Post race keilbasa's with Zac and The Big System (Dave James). 
Total adventure and very fun. 

Sunday- after a long and awesome night hanging out with the other teams I had to try and figure out a way back to Prague. I made a sweet trade with a South African for his swearshirt, and was invited to ride to Prague with them. Very cool! My flight was on Monday and there would be no way I would be able to get there from Poland on Monday and make my flight. The night before brought a fun evening hangin with Wales and I ended up hitching a ride with them. How cussing awesome!?! 
Now, these dudes are super intelligent and knew more about American politics than I could have cussing cared about. They had a great time telling me how Americans are really viewed and asking questions, laughing hysterically and shooting the breeze about anything and everything.
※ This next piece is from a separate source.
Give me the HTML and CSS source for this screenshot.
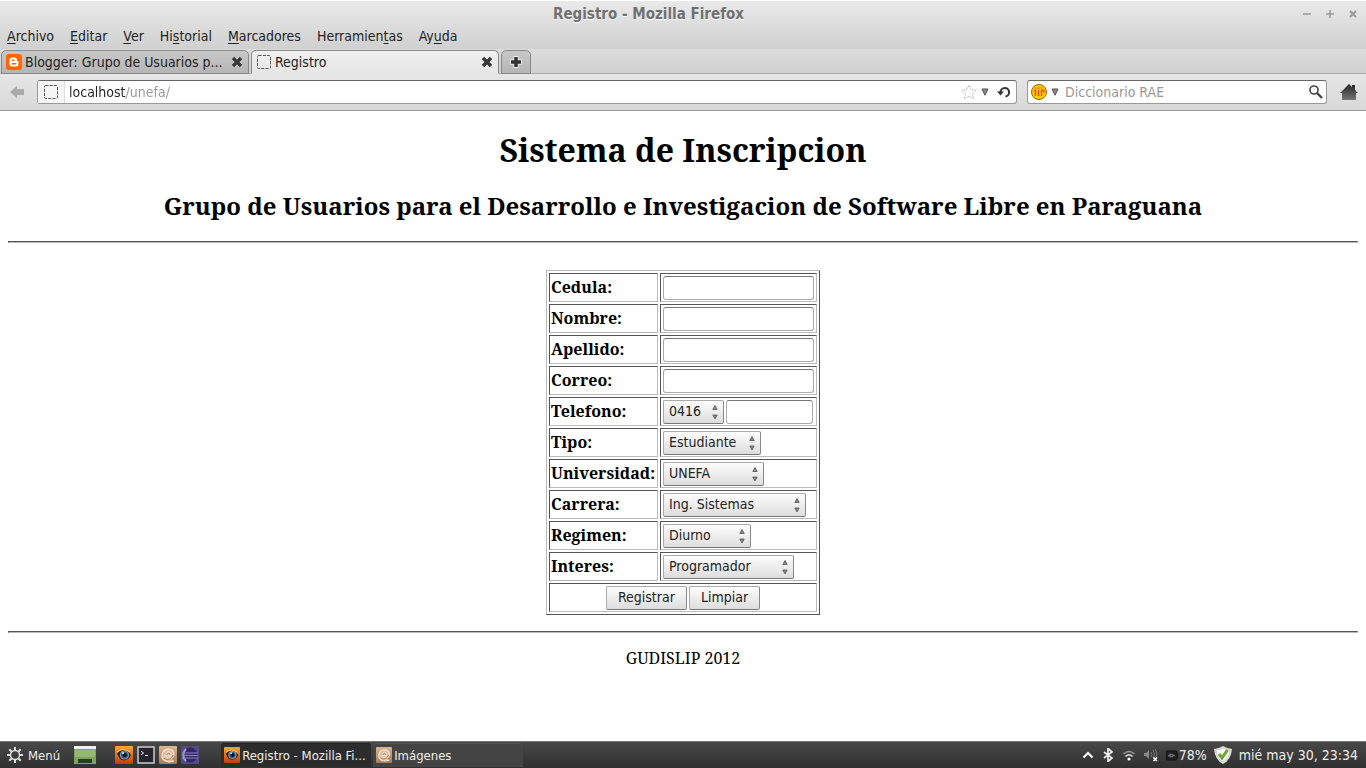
FILE: index.html
```html
<!DOCTYPE html>
<html lang="es">
<head>
  <meta charset="UTF-8">
  <title>Registro</title>
  <link rel="stylesheet" href="styles.css">
</head>
<body>
  <!-- Shared icons -->
  <svg class="sprite" aria-hidden="true">
    <defs>
      <linearGradient id="orange" x1="0" y1="0" x2="0" y2="1"><stop offset="0" stop-color="#f9a832"/><stop offset="1" stop-color="#c43c06"/></linearGradient>
      <linearGradient id="sand" x1="0" y1="0" x2="0" y2="1"><stop offset="0" stop-color="#d9b795"/><stop offset="1" stop-color="#a97b55"/></linearGradient>
      <linearGradient id="dark" x1="0" y1="0" x2="0" y2="1"><stop offset="0" stop-color="#222"/><stop offset="1" stop-color="#777"/></linearGradient>
      <symbol id="eye" viewBox="0 0 18 18">
        <rect width="18" height="18" rx="1" fill="url(#orange)"/>
        <path d="M2 8C5 3 12 2 16 9C14 14 9 16 5 13Z" fill="#33261c"/>
        <path d="M2 6Q8 1 15 6" fill="none" stroke="#ffd06a"/>
        <circle cx="9.500" cy="9" r="4.600" fill="#7d9cc0"/>
        <circle cx="9.500" cy="9" r="3.500" fill="#35587f"/>
        <circle cx="9.500" cy="9" r="2" fill="#080b12"/>
        <circle cx="8" cy="7" r="1" fill="#dce9f5"/>
      </symbol>
      <symbol id="shell" viewBox="0 0 18 18">
        <rect width="18" height="18" rx="1" fill="url(#sand)"/>
        <path d="M15 15C5 18 1 12 4 6C7 1 15 3 15 8C15 13 8 14 7 9C7 6 11 5 12 8C12 10 10 11 9 9" fill="#dcc0a4" stroke="#f3e4d3" stroke-width="1.200"/>
        <path d="M5 12C8 15 13 13 14 9M8 9C8 7 11 6 11 9" fill="none" stroke="#a77b5b"/>
      </symbol>
      <symbol id="arrows" viewBox="0 0 6 16"><path d="M.8 5.500L3 1.500L5.200 5.500ZM.8 11L3 15L5.200 11Z" fill="#888" stroke="#555" stroke-width=".8"/></symbol>
      <symbol id="down" viewBox="0 0 8 8"><path d="M1 1H7L4 7.200Z" fill="#888" stroke="#555"/></symbol>
      <symbol id="close" viewBox="0 0 12 12"><path d="M3 3L9 9M9 3L3 9" stroke="#fff" stroke-width="5" opacity=".4"/><path d="M2 2L10 10M10 2L2 10" stroke="#383838" stroke-width="3.500"/></symbol>
      <symbol id="blank" viewBox="0 0 14 14"><rect x=".5" y=".5" width="13" height="13" rx="1" fill="none" stroke="#555" stroke-dasharray="3 1.300"/></symbol>
    </defs>
  </svg>

  <!-- Browser window -->
  <header class="browser">
    <div class="titlebar">
      <span class="title">Registro - Mozilla Firefox</span>
      <div class="window-buttons">
        <button aria-label="Minimizar"><svg viewBox="0 0 8 8"><path d="M0 4H8" stroke="#999" stroke-width="1.500"/></svg></button>
        <button aria-label="Maximizar"><svg viewBox="0 0 8 8"><path d="M0 4H8M4 0V8" stroke="#999" stroke-width="1.500"/></svg></button>
        <button aria-label="Cerrar"><svg viewBox="0 0 8 8"><path d="M1 1L7 7M7 1L1 7" stroke="#999" stroke-width="2"/></svg></button>
      </div>
    </div>

    <nav class="menubar">
      <a href="#"><u>A</u>rchivo</a>
      <a href="#"><u>E</u>ditar</a>
      <a href="#"><u>V</u>er</a>
      <a href="#">Hi<u>s</u>torial</a>
      <a href="#"><u>M</u>arcadores</a>
      <a href="#">Herramien<u>t</u>as</a>
      <a href="#">Ay<u>u</u>da</a>
    </nav>

    <div class="tabs">
      <div class="tab">
        <svg class="icon16" viewBox="0 0 16 16"><rect width="16" height="16" rx="3" fill="#f60"/><path d="M6 3.500H8.500Q11 3.500 11 6V6.500Q11 7 11.500 7H12Q12.500 7 12.500 8V10Q12.500 12.500 10 12.500H6Q3.500 12.500 3.500 10V6Q3.500 3.500 6 3.500Z" fill="#fff"/><path d="M6.200 6.200H8M6.200 9.800H9.800" stroke="#f60" stroke-width="1.400" stroke-linecap="round"/></svg>
        <span class="tab-label">Blogger: Grupo de Usuarios p...</span>
        <button aria-label="Cerrar pestaña"><svg class="icon12"><use href="#close"/></svg></button>
      </div>
      <div class="tab active">
        <svg class="icon14"><use href="#blank"/></svg>
        <span class="tab-label">Registro</span>
        <button aria-label="Cerrar pestaña"><svg class="icon12"><use href="#close"/></svg></button>
      </div>
      <button class="new-tab" aria-label="Nueva pestaña"><svg class="icon12" viewBox="0 0 12 12"><path d="M6 0V12M0 6H12" stroke="#eee" stroke-width="5"/><path d="M6 1V11M1 6H11" stroke="#333" stroke-width="3.500"/></svg></button>
    </div>

    <div class="navbar">
      <button class="back" aria-label="Atrás"><svg viewBox="0 0 14 12"><path d="M0 6L7 0V3H14V9H7V12Z" fill="#aaa"/></svg></button>
      <div class="field url">
        <span class="identity"><svg class="icon14"><use href="#blank"/></svg></span>
        <input type="text" value="localhost/unefa/" aria-label="Dirección">
        <svg class="icon16" viewBox="0 0 16 16"><path d="M8 1L10.200 5.600L15.200 6.200L11.500 9.600L12.500 14.700L8 12.200L3.500 14.700L4.500 9.600L.8 6.200L5.800 5.600Z" fill="#fff" stroke="#ccc"/></svg>
        <svg class="icon8"><use href="#down"/></svg>
        <button aria-label="Recargar"><svg class="icon14" viewBox="0 0 14 14"><path d="M3.500 7A4.300 4.300 0 1 1 8.500 11.500" fill="none" stroke="#333" stroke-width="2"/><path d="M0 6.500H7L3.500 10.500Z" fill="#333"/></svg></button>
      </div>
      <div class="field search">
        <svg class="icon16" viewBox="0 0 16 16"><circle cx="8" cy="8" r="7.500" fill="#fc0" stroke="#a76000"/><path d="M3 6.500H5M4.500 6V12M7.500 6V12M10.500 6V12M10 6.500H13V8.500" fill="none" stroke="#f04a10" stroke-width="1.400"/><path d="M4 4.200H5.500M7 4.200H8.500M10 4.200H11.500" stroke="#f04a10" stroke-width="1.200"/></svg>
        <svg class="icon8"><use href="#down"/></svg>
        <input type="text" placeholder="Diccionario RAE" aria-label="Buscar">
        <button aria-label="Buscar"><svg class="icon14" viewBox="0 0 14 14"><circle cx="5" cy="5" r="4" fill="none" stroke="#444" stroke-width="1.600"/><path d="M8 8L13 13" stroke="#444" stroke-width="2.400"/></svg></button>
      </div>
      <button class="home" aria-label="Inicio"><svg viewBox="0 0 18 16"><path d="M0 9L9 0L12 3V1H15V6L18 9H16V16H2V9Z" fill="url(#dark)"/></svg></button>
    </div>
  </header>

  <!-- Page -->
  <main>
    <h1>Sistema de Inscripcion</h1>
    <h2>Grupo de Usuarios para el Desarrollo e Investigacion de Software Libre en Paraguana</h2>
    <hr>
    <form>
      <table>
        <tr><th><label for="cedula">Cedula:</label></th><td><input type="text" id="cedula"></td></tr>
        <tr><th><label for="nombre">Nombre:</label></th><td><input type="text" id="nombre"></td></tr>
        <tr><th><label for="apellido">Apellido:</label></th><td><input type="text" id="apellido"></td></tr>
        <tr><th><label for="correo">Correo:</label></th><td><input type="text" id="correo"></td></tr>
        <tr>
          <th><label for="telefono">Telefono:</label></th>
          <td>
            <div class="phone">
              <span class="select codigo"><select aria-label="Codigo"><option>0416</option></select><svg><use href="#arrows"/></svg></span>
              <input type="text" id="telefono">
            </div>
          </td>
        </tr>
        <tr><th><label for="tipo">Tipo:</label></th><td><span class="select tipo"><select id="tipo"><option>Estudiante</option></select><svg><use href="#arrows"/></svg></span></td></tr>
        <tr><th><label for="universidad">Universidad:</label></th><td><span class="select universidad"><select id="universidad"><option>UNEFA</option></select><svg><use href="#arrows"/></svg></span></td></tr>
        <tr><th><label for="carrera">Carrera:</label></th><td><span class="select carrera"><select id="carrera"><option>Ing. Sistemas</option></select><svg><use href="#arrows"/></svg></span></td></tr>
        <tr><th><label for="regimen">Regimen:</label></th><td><span class="select regimen"><select id="regimen"><option>Diurno</option></select><svg><use href="#arrows"/></svg></span></td></tr>
        <tr><th><label for="interes">Interes:</label></th><td><span class="select interes"><select id="interes"><option>Programador</option></select><svg><use href="#arrows"/></svg></span></td></tr>
        <tr><td colspan="2"><div class="actions"><button type="submit">Registrar</button><button type="reset">Limpiar</button></div></td></tr>
      </table>
    </form>
    <hr>
    <p>GUDISLIP 2012</p>
  </main>

  <!-- Desktop panel -->
  <footer class="panel">
    <button class="menu">
      <svg class="icon16" viewBox="0 0 16 16"><circle cx="8" cy="8" r="4.500" fill="none" stroke="#ddd" stroke-width="1.500"/><path d="M8 0V3M8 13V16M0 8H3M13 8H16M2.300 2.300L4.500 4.500M11.500 11.500L13.700 13.700M2.300 13.700L4.500 11.500M11.500 4.500L13.700 2.300" stroke="#ddd" stroke-width="2"/></svg>
      Menú
    </button>
    <button class="desktop" aria-label="Mostrar escritorio"><svg viewBox="0 0 22 18"><rect width="22" height="18" fill="#7da45b"/><path d="M0 0H22V3H0Z" fill="#eee"/><path d="M1 4H21V11H1Z" fill="#93b970"/><path d="M4 17V13H18V17Z" fill="#294020"/></svg></button>
    <div class="launchers">
      <button aria-label="Firefox"><svg class="icon18"><use href="#eye"/></svg></button>
      <button aria-label="Terminal"><svg class="icon18" viewBox="0 0 18 18"><rect x="1" y="1" width="16" height="16" fill="#28222d" stroke="#ccc" stroke-width="1.500"/><path d="M4 5L6.500 7L4 9M8 9.500H11" fill="none" stroke="#fff"/></svg></button>
      <button aria-label="Imágenes"><svg class="icon18"><use href="#shell"/></svg></button>
      <button aria-label="Eclipse"><svg class="icon18" viewBox="0 0 18 18"><rect width="18" height="18" rx="1" fill="#56498a"/><circle cx="9" cy="9" r="7.500" fill="#30285f"/><path d="M5 3A8 8 0 0 0 5 15" fill="none" stroke="#a99bd5" stroke-width="2"/><path d="M1 7H17M1 9.500H17M1 12H17" stroke="#8f87c8"/></svg></button>
    </div>
    <div class="tasks">
      <button class="task current"><svg class="icon16"><use href="#eye"/></svg>Registro - Mozilla Fi...</button>
      <button class="task"><svg class="icon16"><use href="#shell"/></svg>Imágenes</button>
    </div>
    <div class="tray">
      <svg class="icon12" viewBox="0 0 12 12"><path d="M1.500 8.500L6 4L10.500 8.500" fill="none" stroke="#fff" stroke-width="2"/></svg>
      <svg class="icon14" viewBox="0 0 14 14"><path d="M3 4L11 10L7 13.500V.5L11 4L3 10" fill="none" stroke="#eee" stroke-width="1.700"/></svg>
      <svg class="icon14" viewBox="0 0 14 14"><path d="M1.500 6Q7 1 12.500 6" fill="none" stroke="#999" stroke-width="1.500"/><path d="M3.500 8.500Q7 5 10.500 8.500" fill="none" stroke="#ddd" stroke-width="1.500"/><circle cx="7" cy="11" r="1.600" fill="#fff"/></svg>
      <svg class="icon16" viewBox="0 0 16 16"><path d="M1 6H3L6 3V12L3 9H1Z" fill="#888"/><path d="M8 5Q10 7.500 8 10M10 3Q13 7.500 10 11M12 2Q15.500 6 13 10" fill="none" stroke="#777"/><path d="M10.500 10.500L14 14M14 10.500L10.500 14" stroke="#fff" stroke-width="1.700"/></svg>
      <span class="battery"><svg class="icon12" viewBox="0 0 12 12"><path d="M.5 2H10.500V4H11.500V9H10.500V11H.5Z" fill="#222" stroke="#111"/><path d="M2 6.500H4M4 4.500V8.500M4 5.500H7V7.500H4M7 6.500H9" fill="none" stroke="#777"/></svg>78%</span>
      <svg class="icon18" viewBox="0 0 18 18"><path d="M9 0Q13 2.500 18 3Q17 14 9 18Q1 14 0 3Q5 2.500 9 0Z" fill="#ddd"/><path d="M9 2Q12 4 16 4Q15 13 9 16Q3 13 2 4Q6 4 9 2Z" fill="#f4f4f4" stroke="#bbb" stroke-width=".5"/><path d="M5 8L8 12L13.500 4" fill="none" stroke="#6ea52f" stroke-width="3"/></svg>
      <span class="clock">mié may 30, 23:34</span>
    </div>
  </footer>
</body>
</html>
```

FILE: styles.css
```css
* {
  box-sizing: border-box;
}

body {
  margin: 0;
  min-height: 100vh;
  display: flex;
  flex-direction: column;
  background: #fff;
  color: #000;
  font-family: "DejaVu Sans Condensed", "DejaVu Sans", sans-serif;
  font-size: 14px;
}

button, input, select {
  font: inherit;
  color: #222;
  margin: 0;
}

button {
  padding: 0;
  border: 0;
  background: none;
}

svg {
  display: block;
  flex: none;
}

.sprite {
  position: absolute;
  width: 0;
  height: 0;
}

.icon8 { width: 8px; height: 8px; }
.icon12 { width: 12px; height: 12px; }
.icon14 { width: 14px; height: 14px; }
.icon16 { width: 16px; height: 16px; }
.icon18 { width: 18px; height: 18px; }

/* Browser window */
.browser {
  background: linear-gradient(#eaeaea, #d0d0d0 49px, #d9d9d9 49px);
  color: #222;
}

.titlebar {
  height: 26px;
  display: flex;
  align-items: center;
  padding-right: 9px;
  border-top: 1px solid #fff;
}

.title {
  flex: 1;
  text-align: center;
  font-size: 15px;
  line-height: 18px;
  font-weight: bold;
  color: #707070;
  text-shadow: 0 1px #fff;
}

.window-buttons {
  display: flex;
  gap: 15px;
  margin-left: 6px;
}

.titlebar svg {
  width: 8px;
  height: 8px;
}

.menubar {
  height: 23px;
  display: flex;
  gap: 16px;
  padding: 0 7px;
  line-height: 20px;
}

.menubar a {
  color: #222;
  text-decoration: none;
}

.menubar u {
  text-underline-offset: 2px;
}

.tabs {
  height: 25px;
  display: flex;
  gap: 2px;
  padding: 1px 1px 0;
  background: linear-gradient(#dcdcdc, #d0d0d0);
  box-shadow: inset 0 -1px #aaa;
}

.tab, .new-tab {
  height: 24px;
  border: 1px solid #888;
  border-radius: 5px 5px 0 0;
  background: linear-gradient(#c8c8c8, #b5b5b5);
}

.tab {
  width: 248px;
  display: flex;
  align-items: center;
  gap: 3px;
  padding: 0 5px 0 4px;
}

.tab.active {
  border-bottom-color: #e6e6e6;
  background: linear-gradient(#f0f0f0, #e6e6e6);
  gap: 4px;
  padding-left: 5px;
}

.tab-label {
  flex: 1;
  overflow: hidden;
  white-space: nowrap;
}

.new-tab {
  width: 30px;
  display: flex;
  align-items: center;
  justify-content: center;
}

.navbar {
  height: 37px;
  display: flex;
  align-items: center;
  gap: 10px;
  padding: 0 8px 1px 10px;
  background: linear-gradient(#e6e6e6, #d8d8d8);
  border-bottom: 1px solid #999;
}

.back {
  width: 17px;
}

.back svg {
  width: 14px;
  height: 12px;
}

.home {
  margin-left: 3px;
}

.home svg {
  width: 18px;
  height: 16px;
}

.field {
  height: 24px;
  display: flex;
  align-items: center;
  border: 1px solid #999;
  border-top-color: #666;
  border-radius: 3px;
  background: #fff;
}

.field input {
  flex: 1;
  min-width: 0;
  padding: 0;
  border: 0;
  background: none;
}

.field input::placeholder {
  color: #999;
}

.url {
  flex: 1;
  gap: 4px;
  padding-right: 5px;
}

/* host name dark, path grey */
.field.url input {
  color: transparent;
  background: linear-gradient(to right, #222 57px, #999 57px);
  background-clip: text;
}

.identity {
  align-self: stretch;
  width: 27px;
  display: grid;
  place-items: center;
  background: #f5f5f5;
  border-right: 1px solid #ddd;
}

.url button {
  margin-left: 4px;
}

.search {
  width: 300px;
  gap: 4px;
  padding: 0 3px;
}

.search input {
  margin-left: 2px;
}

/* Page */
main {
  flex: 1;
  padding: 16px 8px;
  font-family: "Droid Serif", "Noto Serif", "DejaVu Serif Condensed", "DejaVu Serif", serif;
  font-size: 16px;
  text-align: center;
}

h1 {
  margin: 0 0 17px;
  font-size: 32px;
  line-height: 46px;
}

h2 {
  margin: 0 0 19px;
  font-size: 24px;
  line-height: 32px;
}

hr {
  height: 2px;
  margin: 0;
  border: 1px solid;
  border-color: #555 #bbb #bbb #555;
}

p {
  margin: 15px 0;
  line-height: 20px;
}

table {
  width: 274px;
  margin: 27px auto 16px;
  border: 1px solid;
  border-color: #bbb #555 #555 #bbb;
  border-spacing: 2px;
  table-layout: fixed;
}

th, td {
  height: 29px;
  padding: 1px;
  border: 1px solid;
  border-color: #555 #bbb #bbb #555;
  text-align: left;
  line-height: 20px;
}

th {
  width: 109px;
  padding-bottom: 3px;
  white-space: nowrap;
}

td {
  padding: 2px 2px 1px;
}

td input, .select, .actions button {
  display: block;
  height: 24px;
  font-family: "DejaVu Sans Condensed", "DejaVu Sans", sans-serif;
  font-size: 14px;
}

td input {
  width: 151px;
  padding: 0 4px;
  border: 1px solid #aaa;
  border-top-color: #777;
  border-radius: 3px;
  background: #fff;
}

.phone {
  display: flex;
  gap: 2px;
}

.phone input {
  width: 87px;
}

.select {
  position: relative;
}

.select select {
  width: 100%;
  height: 24px;
  padding: 0 5px 2px;
  appearance: none;
}

.select select, .actions button {
  border: 1px solid #999;
  border-color: #aaa #888 #777 #aaa;
  border-radius: 2px;
  background: linear-gradient(#fdfdfd, #ddd);
}

.select svg {
  position: absolute;
  top: 4px;
  right: 6px;
  width: 6px;
  height: 16px;
  pointer-events: none;
}

.codigo { width: 61px; }
.tipo { width: 98px; }
.universidad { width: 101px; }
.carrera { width: 143px; }
.regimen { width: 88px; }
.interes { width: 131px; }

.actions {
  display: flex;
  justify-content: center;
  gap: 2px;
}

.actions button {
  padding: 0 11px 2px;
}

/* Desktop panel */
.panel {
  height: 27px;
  display: flex;
  align-items: center;
  padding: 0 8px 0 7px;
  border-top: 1px solid #777;
  background: linear-gradient(#484848, #303030);
  color: #eee;
  font-size: 13px;
}

.panel button {
  display: flex;
  align-items: center;
  color: #eee;
}

.menu {
  gap: 5px;
}

.desktop {
  margin: 0 19px 0 14px;
}

.desktop svg {
  width: 22px;
  height: 18px;
}

.launchers {
  display: flex;
  gap: 4px;
}

.tasks {
  flex: 1;
  display: flex;
  gap: 2px;
  margin-left: 22px;
}

.task {
  width: 150px;
  height: 24px;
  gap: 2px;
  padding: 0 3px;
  border-radius: 4px 4px 0 0;
  background: #444;
  box-shadow: inset 0 1px #555;
  white-space: nowrap;
}

.task.current {
  background: #2c2c2c;
  box-shadow: inset 0 1px #222;
}

.tray {
  display: flex;
  align-items: center;
  gap: 7px;
  font-size: 14px;
}

.battery {
  display: flex;
  align-items: center;
  gap: 1px;
}
```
It was a great time. 
We hung out in the airport in Prague for a bit, they loved that I didn't have a plan and was going into Prague for the night, we said our farewells (I've been invited over for a few races) and I hit the road into the Old City of Prague.  
That's a whole 'nother disease free story, for another day... 
Next focus: KSC Alumni race... Since I'm going to win, who's your bet for coming in second? (I heard of a little pow wow where guesses were given of our top five, remember friends: what you THINK and what I KNOW, are vastly different). 
Smiley face, wink wink. 
Last Hero and Only Hope!

1 comment:

  1. Great blog. Funny writing. And interesting, of course, to read the thoughts of a runner as good as you.